There was a moment during the game, with the USA already trailing 4-0, when commissioner Bud Selig, speaking to reporters in the press box, boasted about this whole "growing the game" plan internationally. "If we do it right, you will not recognize the sport in a decade," he said.

He may have been alluding to his dream of a true World Series one day, such as the MLB World Series champion taking on the champion from Nippon Pro Baseball. Or MLB opening its season with games in Italy, Germany and the Netherlands. Or the Holy Grail of the international game, a baseball-crazy China, with its 1.3 billion consumers signing up for online fantasy leagues.

Or perhaps he was talking about the United States actually getting decent starting pitching in the WBC.

Wonder why the WBC has had trouble gaining traction in America? Many reasons abound, but you can start with the reality that the home team just hasn't been very good. It is now 7-8 in WBC history. Normally, a win by Mexico over a star-studded USA team would qualify as one of those great David-beats-Goliath stories. But the USA isn't Goliath in this tournament -- never has been. And it's been all about the lousy starting pitching.

In the 15 WBC games, USA starters are 3-7 with a 6.19 ERA and 1.48 WHIP.

Clayton Kershaw, please pick up the white courtesy phone.

Mexico pounded Dickey for four runs on six hits in four innings. They jumped on him from the start, beginning the game single-double-sac fly-RBI groundout for two runs. Then Adrian Gonzalez walloped a do-nothing knuckler from Dickey so far it nearly landed in somebody's nachos in centerfield.

If you don't think players care about the WBC, you didn't see what Gonzalez did when the ball went out: he pumped his fists and shouted, displaying more emotion on his trip around the bases than might register out of the cool first baseman over an entire season.

He never has hit a postseason home run, so this home run, he said, "Has to rank right up there with any that I've hit. There's something about this place [Chase Field] for me. I won the home run derby here, hit a home run in the All-Star Game here and we clinched here in '06 when we went to the playoffs. There are good feelings here for me."

The game was a fun spectacle, what with about half of the boisterous crowd of 44,256 rooting for Mexico. There were mariachi bands, costumed folkloric dancers, noisemakers of every variety and unscheduled parade -- that would be the long line of baserunners the USA left on base.

"I put us behind the eight ball," Dickey said. "I think I took some of the energy out of the club."

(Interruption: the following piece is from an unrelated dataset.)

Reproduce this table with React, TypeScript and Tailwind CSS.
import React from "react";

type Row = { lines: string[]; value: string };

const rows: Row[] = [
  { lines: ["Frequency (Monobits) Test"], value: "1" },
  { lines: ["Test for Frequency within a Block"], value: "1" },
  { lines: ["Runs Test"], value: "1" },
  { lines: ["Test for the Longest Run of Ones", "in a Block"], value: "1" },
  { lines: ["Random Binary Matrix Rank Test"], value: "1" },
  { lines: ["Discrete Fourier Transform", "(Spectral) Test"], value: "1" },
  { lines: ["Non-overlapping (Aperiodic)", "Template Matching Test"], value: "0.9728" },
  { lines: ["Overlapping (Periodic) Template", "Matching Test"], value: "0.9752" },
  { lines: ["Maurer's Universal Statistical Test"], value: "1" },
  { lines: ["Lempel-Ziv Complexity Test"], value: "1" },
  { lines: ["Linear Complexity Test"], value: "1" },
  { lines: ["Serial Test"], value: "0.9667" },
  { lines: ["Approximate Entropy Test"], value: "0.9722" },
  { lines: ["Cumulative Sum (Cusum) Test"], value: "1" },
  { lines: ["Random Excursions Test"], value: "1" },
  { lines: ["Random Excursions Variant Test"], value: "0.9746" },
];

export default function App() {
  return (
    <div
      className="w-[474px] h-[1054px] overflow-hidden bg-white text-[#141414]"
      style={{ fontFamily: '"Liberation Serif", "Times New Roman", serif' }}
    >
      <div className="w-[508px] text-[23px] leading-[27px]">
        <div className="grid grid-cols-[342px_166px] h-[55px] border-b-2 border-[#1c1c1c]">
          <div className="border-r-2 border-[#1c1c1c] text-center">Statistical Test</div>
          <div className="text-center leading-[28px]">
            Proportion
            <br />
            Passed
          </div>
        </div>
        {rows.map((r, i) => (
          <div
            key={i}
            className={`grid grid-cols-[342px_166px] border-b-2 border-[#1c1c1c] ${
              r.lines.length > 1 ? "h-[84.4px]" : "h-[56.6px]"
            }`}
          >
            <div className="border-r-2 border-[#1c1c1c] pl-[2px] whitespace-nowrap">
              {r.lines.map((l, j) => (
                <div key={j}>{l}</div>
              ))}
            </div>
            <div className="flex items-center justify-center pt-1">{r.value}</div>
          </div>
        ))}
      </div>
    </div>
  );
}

Many top starting pitchers want no part of the WBC. They don't want to start throwing earlier. They fear injury. They don't want to get out of their comfort zone. Give Dickey credit for signing on, even though he is spending spring with a new organization, Toronto. Dickey had tried best he could to prepare himself for this start. After he would pitch in a Spring Training game for the Blue Jays, he would go to the bullpen to throw a couple of simulated innings, just to ramp up his arm strength and game readiness.

"None of us were really sharp," he said, alluding to relievers such as Glen Perkins and Mitchell Boggs as well.

"A lot of the other guys," he said, referring to pitchers from other countries, "play winter ball and go to Spring Training more ready."

For whatever reason, guys like Dickey, Jeremy Guthrie, Roy Oswalt, Jake Peavy and Dontrelle Willis have flat-out bombed on the WBC stage for the USA. The USA keeps building these deep bullpens of strikeout pitchers and can't get to them with a lead because of poor starting pitching.

Selig has been right about the WBC. It has succeeded in raising the profile of baseball around the globe. The tournament keeps drawing more people (about 12,000 more showed up Friday than for a USA-Mexico game here in 2006), showing up on more TV sets in more countries, signing up more sponsors and making more money to distribute to federations around the world. All that is great.

But Selig needs some help to bring more eyeballs to the event here. He needs some help from Team USA. He needs some American starting pitchers to get some people out.

Tonight, Ryan Vogelsong gets the ball for the USA against Italy. Here we are already: the USA is reeling, and faces pressure not just to beat the Italians but also to blow them out. The possibility even exists that the USA could be knocked out of the tournament after two nights. Not even Selig could put a happy spin on that development. For him, Jimmy Rollins had better be right.